FRAMING OR CROPPING A SHOT: HORIZONTAL OR VERTICAL?
We become so accustomed to holding our cameras horizontally that we often forget that turning the camera sideways and shooting a vertical photo is an option. There is a natural predisposition to the horizontal format, but there are plenty of times when it is a good idea to try a vertical composition.
When you are framing up an image – or when you are cropping it later on – consider the shape of the most eye-catching feature in the picture. Does it (mostly) lead the eye left-right, or up-down?
Notice that in my photo of the White Winged Fairy Wren, even though there is a vertical star-picket in the shot, the bird and the wire it is sitting on are on a much more horizontal line. I have composed my photo horizontally to work with those features. However the parrot below is a very vertical feature, so I have made a vertical shot out of it.
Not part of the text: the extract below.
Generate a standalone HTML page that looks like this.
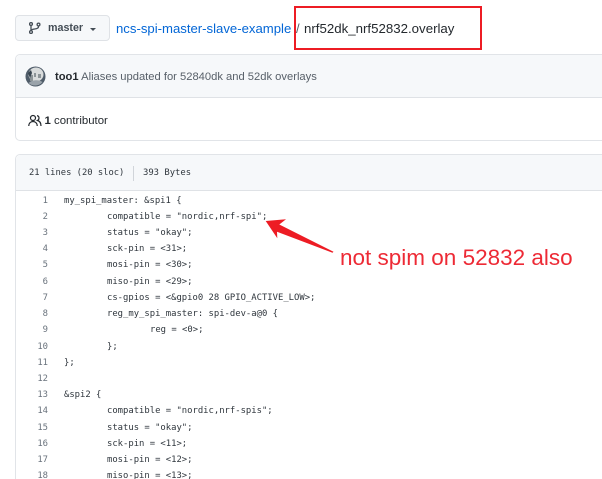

Note that photographers often call the horizontal format ‘Landscape’ and the vertical format ‘Portrait.’ But don’t be fooled into thinking all your portraits need to be vertical and all your landscapes need to be horizontal.
This portrait shows the model facing directly toward the camera. Her shoulders are very square on, and notice also the waves in the background – even though out of focus – create horizontal shapes. So I have composed the image horizontally.
However in photo below, the entire image is composed around the model’s body. By eliminating the horizontal features of the landscape, the main shape in this photo is vertical so it lends itself to a vertical composition. Notice also that she has angled her body away from the camera so her shoulders are no longer square.
And here are a couple of landscape images shot in ‘portrait’ format, simply because I am building my composition around the shapes within the image.
The moral of this story: don’t just look at your subject or background for what they are. See them for the lines and shapes they create. Because that is what you are really building your composition around.